National Mustard Day on the first Saturday in August recognizes a versatile condiment. Used in many different cuisines, mustard comes from the seeds of the mustard plant.

Depending on the kind of mustard, flavors and color will vary. For example, white or yellow mustard comes from a mustard known as Sinapis hirta. Brown or Indian mustard comes from Brassica juncea. And black mustard comes from Brassica nigra.

  • It is believed that mustard was first cultivated in India around 3000 BC. It was later taken to Britain by the Romans who used it as a condiment and pickling spice.
  • Pope John Paul XXII loved mustard so much that in the early 1300’s he created a new Vatican position of mustard-maker to the pope – grand moutardier du pape.
  • Our word mustard comes from the Middle English mustarde, meaning condiment; which in turn comes from the Old French mostarde.
  • Egyptians tossed mustard seeds onto their food, and sent King Tut to the great beyond with a good supply in his tomb.
  • There are about 40 species of mustard plants. The ones used to make the commercial mustard products are the black, brown, and white mustard.
  • More than 700 million pounds of mustard are consumed worldwide each year. Mustard is the second most-used spice in the U.S., following peppercorns.

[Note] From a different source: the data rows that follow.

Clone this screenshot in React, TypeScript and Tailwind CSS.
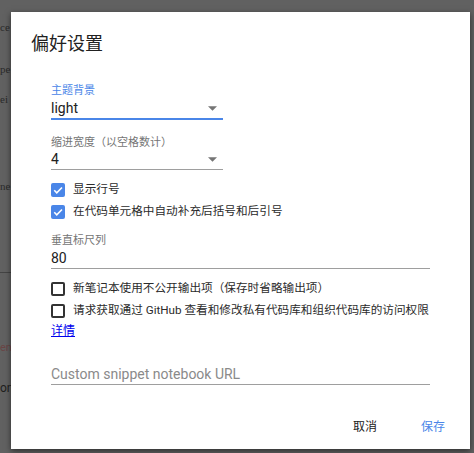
import React from "react";

const font = { fontFamily: 'Roboto, "Noto Sans CJK SC", sans-serif' };

function Checkbox({ checked, label }: { checked: boolean; label: string }) {
  return (
    <div className="flex items-center h-[22px]">
      {checked ? (
        <span className="w-[14px] h-[14px] rounded-[2px] bg-[#4a86e8] flex items-center justify-center shrink-0">
          <svg width="12" height="12" viewBox="0 0 24 24" fill="none">
            <path d="M4.5 12.5l5 5L20 7" stroke="white" strokeWidth="3.2" />
          </svg>
        </span>
      ) : (
        <span className="w-[14px] h-[14px] rounded-[2px] border-2 border-[#333] shrink-0" />
      )}
      <span className="ml-[8px] text-[11.65px] text-[#2b2b2b] whitespace-nowrap">{label}</span>
    </div>
  );
}

function Caret() {
  return (
    <svg width="9" height="5" viewBox="0 0 10 5" className="mr-[6px]">
      <path d="M0 0h10L5 5z" fill="#757575" />
    </svg>
  );
}

export default function App() {
  const serif = { fontFamily: '"Liberation Serif", serif' };

  return (
    <div className="relative w-[474px] h-[453px] overflow-hidden bg-[#616161]" style={font}>
      {/* page behind the modal */}
      <div className="flex flex-col w-[11px] text-[11px] leading-[16px] text-[#2a2a2a]">
        <div className="mt-[19px]" style={serif}>ce</div>
        <div className="mt-[26px]" style={serif}>pe</div>
        <div className="mt-[14px]" style={serif}>ei</div>
        <div className="mt-[71px]" style={serif}>ne</div>
        <div className="mt-[78px] h-px w-full bg-[#444]" />
        <div className="mt-[67px] text-[#6a4545]">en</div>
        <div className="mt-[24px] text-[12px] text-[#1e1e1e]">on</div>
      </div>

      {/* modal */}
      <div className="absolute left-[11px] top-[12px] w-[459px] h-[437px] bg-white flex flex-col shadow-[0_2px_6px_rgba(0,0,0,0.55)]">
        <div className="pl-[20px] pt-[20px] text-[18px] leading-[24px] text-[#212121]">偏好设置</div>

        <div className="pl-[40px] flex flex-col">
          <div className="mt-[28px] w-[172px]">
            <div className="text-[11px] leading-[14px] text-[#4a86e8]">主题背景</div>
            <div className="h-[22px] border-b-2 border-[#4a86e8] flex items-center justify-between">
              <span className="text-[14px] leading-[20px] text-[#212121]">light</span>
              <Caret />
            </div>
          </div>

          <div className="mt-[16px] w-[172px]">
            <div className="text-[11px] leading-[14px] text-[#757575]">缩进宽度（以空格数计）</div>
            <div className="h-[20px] border-b border-[#9e9e9e] flex items-center justify-between">
              <span className="text-[14px] leading-[19px] text-[#212121]">4</span>
              <Caret />
            </div>
          </div>

          <div className="mt-[9px]">
            <Checkbox checked label="显示行号" />
            <Checkbox checked label="在代码单元格中自动补充后括号和后引号" />
          </div>

          <div className="mt-[11px] w-[379px]">
            <div className="text-[11px] leading-[14px] text-[#757575]">垂直标尺列</div>
            <div className="h-[21px] border-b border-[#9e9e9e] flex items-center">
              <span className="text-[14px] leading-[20px] text-[#212121]">80</span>
            </div>
          </div>

          <div className="mt-[9px]">
            <Checkbox checked={false} label="新笔记本使用不公开输出项（保存时省略输出项）" />
            <Checkbox checked={false} label="请求获取通过 GitHub 查看和修改私有代码库和组织代码库的访问权限" />
          </div>

          <a href="#" className="mt-[1px] self-start text-[12px] leading-[16px] text-[#0000ee] underline">
            详情
          </a>

          <div className="mt-[25px] w-[379px] h-[21px] border-b border-[#9e9e9e] flex items-center">
            <span className="text-[14px] leading-[20px] text-[#8a8a8a]">Custom snippet notebook URL</span>
          </div>
        </div>

        <div className="mt-auto pb-[4px] pr-[17px] flex justify-end gap-[28px]">
          <button className="h-[36px] px-[8px] text-[12px] text-[#212121]">取消</button>
          <button className="h-[36px] px-[8px] text-[12px] text-[#4a86e8]">保存</button>
        </div>
      </div>
    </div>
  );
}
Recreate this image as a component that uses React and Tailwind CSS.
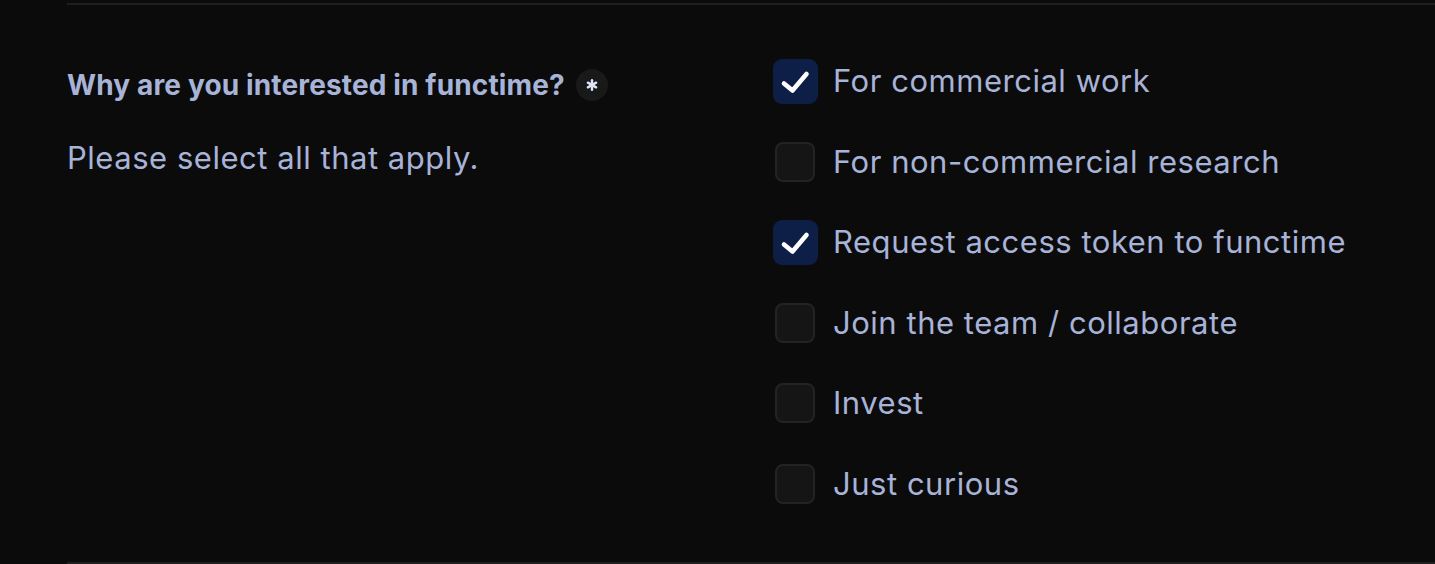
import React, { useState } from "react";

const OPTIONS = [
  { id: "commercial", label: "For commercial work" },
  { id: "research", label: "For non-commercial research" },
  { id: "token", label: "Request access token to functime" },
  { id: "team", label: "Join the team / collaborate" },
  { id: "invest", label: "Invest" },
  { id: "curious", label: "Just curious" },
];

function Checkbox({ checked, onChange }) {
  return (
    <span className="flex h-[44px] w-[44px] shrink-0 items-center justify-center">
      {checked ? (
        <span
          onClick={onChange}
          className="flex h-[45px] w-[45px] items-center justify-center rounded-[9px] bg-[#0e1f47]"
        >
          <svg width="45" height="45" viewBox="0 0 45 45" fill="none">
            <path
              d="M11 24.5 L19.5 31.5 L33.5 15"
              stroke="#ffffff"
              strokeWidth="4.6"
              strokeLinecap="round"
              strokeLinejoin="round"
            />
          </svg>
        </span>
      ) : (
        <span
          onClick={onChange}
          className="block h-[40px] w-[40px] rounded-[8px] border-2 border-[#222326] bg-[#151515]"
        />
      )}
    </span>
  );
}

export default function App() {
  const [selected, setSelected] = useState({ commercial: true, token: true });

  const toggle = (id) => setSelected((s) => ({ ...s, [id]: !s[id] }));

  return (
    <main
      className="h-[564px] w-full overflow-hidden bg-[#0b0b0b] pt-[3px] pl-[67px]"
      style={{ fontFamily: "Inter, 'Noto Sans', sans-serif" }}
    >
      <div className="flex h-[561px] border-y-2 border-[#1f1f1f] pt-[54px]">
        <div className="w-[706px] shrink-0 pt-[8px]">
          <div className="flex items-center gap-[11px]">
            <h2 className="text-[28px] leading-[36px] font-bold tracking-[0.005em] text-[#a8b3d8]">
              Why are you interested in functime?
            </h2>
            <span className="flex h-[32px] w-[32px] items-center justify-center rounded-full bg-[#191919]">
              <svg width="12" height="12" viewBox="0 0 14 14" fill="none">
                <g stroke="#dfe4f7" strokeWidth="2.8" strokeLinecap="round">
                  <path d="M7 1.5 V12.5" />
                  <path d="M2.2 4.25 L11.8 9.75" />
                  <path d="M2.2 9.75 L11.8 4.25" />
                </g>
              </svg>
            </span>
          </div>
          <p className="mt-[37px] text-[31px] leading-[36px] tracking-[0.017em] text-[#a8b3d8]">
            Please select all that apply.
          </p>
        </div>

        <ul className="flex flex-col gap-[36.6px]">
          {OPTIONS.map((o) => (
            <li
              key={o.id}
              className="flex h-[44px] cursor-pointer items-center gap-[16px]"
              onClick={() => toggle(o.id)}
            >
              <Checkbox checked={!!selected[o.id]} />
              <span className="whitespace-nowrap text-[31px] leading-[36px] tracking-[0.017em] text-[#a8b3d8]">
                {o.label}
              </span>
            </li>
          ))}
        </ul>
      </div>
    </main>
  );
}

  • In one year at New York’s Yankee Stadium more than 1,600 gallons plus 2,000,000 individual packets of mustard are consumed.
  • The ancient Chinese considered mustard an aphrodisiac.
  • German lore advises a bride to sew mustard seeds into the hem of her wedding dress to assure her dominance of the household.
  • In Denmark and India, it is believed that spreading mustard seeds around the exterior of the home will keep out evil spirits
  • A 100 gram (3.5 oz) serving of mustard generally has 66,000 calories.
  • On Amazon, French’s Classic Yellow Mustard sells the most for this condiment.
  • Today, mustard is one of the most popular and widely used spices and condiments in the world. It has been called the third most important spice after salt and pepper.
  • The earliest record of people using mustard on hotdogs dates back to St Louis World’s Fair in 1904.
  • Along with radish and turnip, mustard belongs to the Brassicaceae family.
  • In the New Testament, the tiny mustard seed is a symbol of faith.
  • Dijon, France, became a recognized center for mustard making by the 13th century. The popularity of mustard in Dijon is evidenced by written accounts of guests consuming 320 litres (84 US gal) of mustard creme in a single sitting at a gala held by the Duke of Burgundy in 1336. Due to its long tradition of mustard making, Dijon is regarded as the mustard capital of the world.
  • Dijon mustard originated in 1856, when Jean Naigeon of Dijon replaced the usual ingredient of vinegar with verjuice, the acidic “green” juice of unripe grapes. Most mustards from Dijon today contain white wine rather than verjuice.